* Given exercise *
In this exercise, return only the lines that run from the line with "Give me the" to the end of the entries below, both included. Pictures are not copied.

[Collected data entries]
════════════════════

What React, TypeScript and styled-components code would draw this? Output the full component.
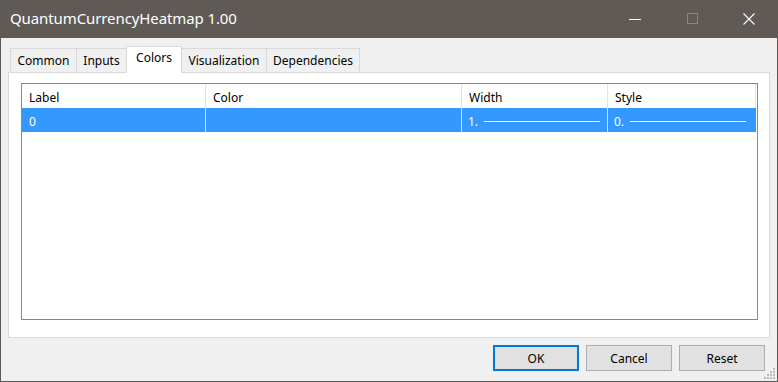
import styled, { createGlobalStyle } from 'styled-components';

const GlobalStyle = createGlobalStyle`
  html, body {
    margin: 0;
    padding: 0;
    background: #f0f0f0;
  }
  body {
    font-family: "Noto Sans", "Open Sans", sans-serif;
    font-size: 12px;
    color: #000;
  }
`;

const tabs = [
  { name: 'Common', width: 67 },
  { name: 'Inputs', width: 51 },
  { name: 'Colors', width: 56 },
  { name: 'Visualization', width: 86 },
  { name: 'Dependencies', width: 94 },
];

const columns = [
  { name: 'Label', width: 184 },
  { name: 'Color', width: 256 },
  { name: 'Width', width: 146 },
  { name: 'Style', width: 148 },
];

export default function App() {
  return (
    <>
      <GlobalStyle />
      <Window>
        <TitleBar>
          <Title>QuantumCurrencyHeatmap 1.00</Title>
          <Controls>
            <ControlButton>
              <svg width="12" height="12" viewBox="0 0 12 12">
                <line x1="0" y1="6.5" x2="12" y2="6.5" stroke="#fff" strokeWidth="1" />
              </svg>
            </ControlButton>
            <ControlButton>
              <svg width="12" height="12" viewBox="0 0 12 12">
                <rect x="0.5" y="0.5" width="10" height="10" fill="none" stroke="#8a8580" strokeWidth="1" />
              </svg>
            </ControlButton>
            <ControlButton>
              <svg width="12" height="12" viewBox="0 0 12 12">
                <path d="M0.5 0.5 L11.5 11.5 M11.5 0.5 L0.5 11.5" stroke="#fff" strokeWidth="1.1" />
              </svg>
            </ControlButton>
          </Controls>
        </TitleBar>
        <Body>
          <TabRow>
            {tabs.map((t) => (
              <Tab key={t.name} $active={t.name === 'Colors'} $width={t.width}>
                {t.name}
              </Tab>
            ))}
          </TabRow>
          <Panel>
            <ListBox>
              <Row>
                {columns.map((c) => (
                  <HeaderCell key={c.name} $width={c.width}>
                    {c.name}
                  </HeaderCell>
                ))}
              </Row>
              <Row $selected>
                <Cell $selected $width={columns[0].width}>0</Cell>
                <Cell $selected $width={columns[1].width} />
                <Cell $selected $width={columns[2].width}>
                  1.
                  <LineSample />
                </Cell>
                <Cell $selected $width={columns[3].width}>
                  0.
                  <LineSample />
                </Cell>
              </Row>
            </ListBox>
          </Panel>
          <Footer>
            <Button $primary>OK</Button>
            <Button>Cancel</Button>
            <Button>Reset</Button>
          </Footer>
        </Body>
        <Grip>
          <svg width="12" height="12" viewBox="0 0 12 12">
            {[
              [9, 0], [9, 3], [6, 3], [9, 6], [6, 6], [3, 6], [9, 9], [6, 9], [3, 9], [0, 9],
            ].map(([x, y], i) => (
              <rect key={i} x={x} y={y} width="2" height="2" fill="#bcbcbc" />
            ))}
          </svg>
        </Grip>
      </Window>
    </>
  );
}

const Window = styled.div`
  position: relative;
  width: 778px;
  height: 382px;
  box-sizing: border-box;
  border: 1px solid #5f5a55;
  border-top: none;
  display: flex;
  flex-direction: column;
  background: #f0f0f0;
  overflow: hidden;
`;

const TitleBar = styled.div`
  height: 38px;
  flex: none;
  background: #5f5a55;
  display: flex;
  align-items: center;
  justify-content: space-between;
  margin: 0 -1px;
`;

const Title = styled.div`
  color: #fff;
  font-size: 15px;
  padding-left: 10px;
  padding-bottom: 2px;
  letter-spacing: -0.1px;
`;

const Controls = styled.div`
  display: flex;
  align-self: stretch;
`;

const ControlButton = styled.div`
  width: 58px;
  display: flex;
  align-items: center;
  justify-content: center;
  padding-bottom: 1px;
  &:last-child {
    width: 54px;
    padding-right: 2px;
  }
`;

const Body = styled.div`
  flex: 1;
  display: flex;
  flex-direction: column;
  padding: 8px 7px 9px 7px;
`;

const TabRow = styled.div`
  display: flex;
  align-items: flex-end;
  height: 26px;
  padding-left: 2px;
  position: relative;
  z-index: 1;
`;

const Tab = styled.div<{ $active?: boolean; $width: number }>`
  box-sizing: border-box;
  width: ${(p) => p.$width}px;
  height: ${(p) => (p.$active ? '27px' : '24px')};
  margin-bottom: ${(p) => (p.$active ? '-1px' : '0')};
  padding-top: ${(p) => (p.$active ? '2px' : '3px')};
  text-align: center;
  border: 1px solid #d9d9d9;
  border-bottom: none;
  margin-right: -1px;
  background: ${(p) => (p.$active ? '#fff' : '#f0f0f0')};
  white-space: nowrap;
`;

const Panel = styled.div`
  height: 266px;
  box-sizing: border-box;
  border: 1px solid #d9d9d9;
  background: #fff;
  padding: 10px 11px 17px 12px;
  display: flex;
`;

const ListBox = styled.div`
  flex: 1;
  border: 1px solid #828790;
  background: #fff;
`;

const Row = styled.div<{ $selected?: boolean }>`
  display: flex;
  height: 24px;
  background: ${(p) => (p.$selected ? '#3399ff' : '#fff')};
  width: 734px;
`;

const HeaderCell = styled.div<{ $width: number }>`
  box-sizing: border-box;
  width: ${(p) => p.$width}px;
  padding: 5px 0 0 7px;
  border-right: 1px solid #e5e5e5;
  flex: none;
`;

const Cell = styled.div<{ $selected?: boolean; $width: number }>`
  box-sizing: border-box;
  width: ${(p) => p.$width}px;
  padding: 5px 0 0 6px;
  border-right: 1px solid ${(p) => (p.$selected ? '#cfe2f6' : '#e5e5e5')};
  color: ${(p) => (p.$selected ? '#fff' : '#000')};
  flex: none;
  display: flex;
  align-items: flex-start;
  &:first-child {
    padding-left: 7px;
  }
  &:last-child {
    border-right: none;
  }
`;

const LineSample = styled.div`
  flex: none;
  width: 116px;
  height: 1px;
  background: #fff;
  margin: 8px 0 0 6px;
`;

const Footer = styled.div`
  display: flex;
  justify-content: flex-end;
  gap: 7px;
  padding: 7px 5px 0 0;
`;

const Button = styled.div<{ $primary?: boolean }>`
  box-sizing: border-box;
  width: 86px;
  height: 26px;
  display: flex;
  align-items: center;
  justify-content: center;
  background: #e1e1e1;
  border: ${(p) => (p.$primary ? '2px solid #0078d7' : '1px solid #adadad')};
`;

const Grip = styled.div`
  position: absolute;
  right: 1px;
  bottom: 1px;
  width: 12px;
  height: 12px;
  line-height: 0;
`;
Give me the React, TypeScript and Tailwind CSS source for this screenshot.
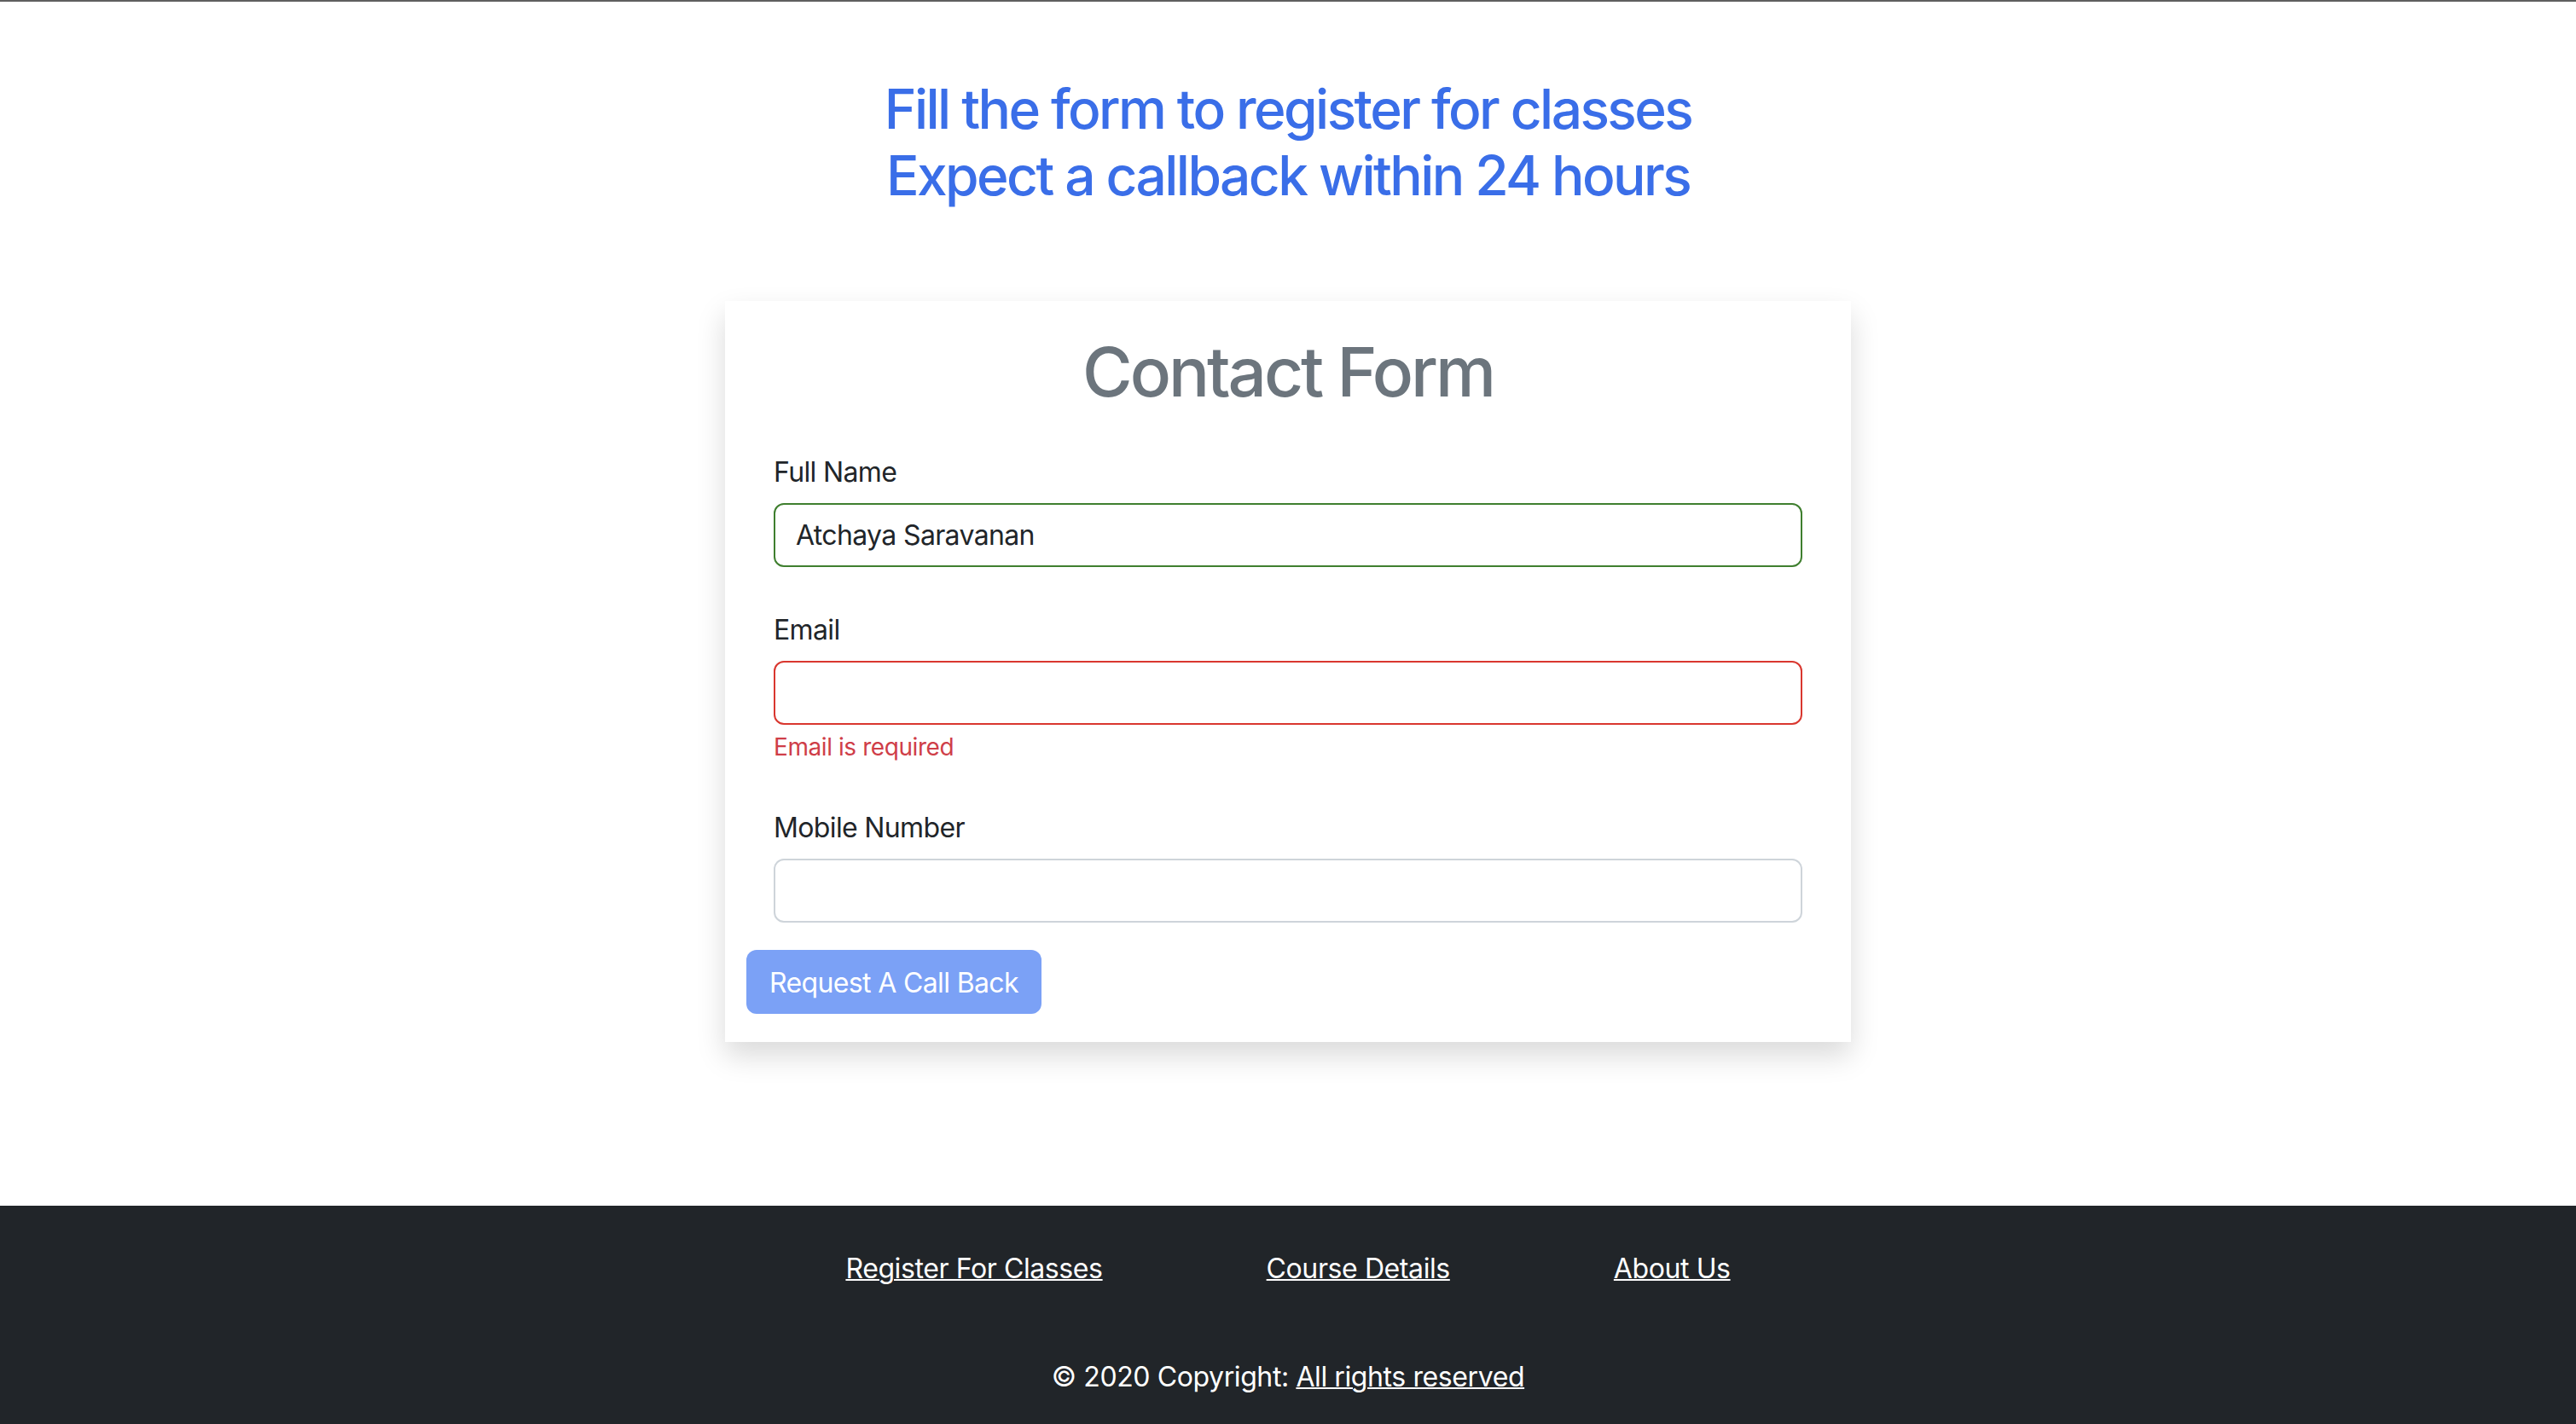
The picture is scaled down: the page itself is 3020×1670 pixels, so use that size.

════════════════════

* Answer for this exercise *
Give me the React, TypeScript and Tailwind CSS source for this screenshot.
The picture is scaled down: the page itself is 3020×1670 pixels, so use that size.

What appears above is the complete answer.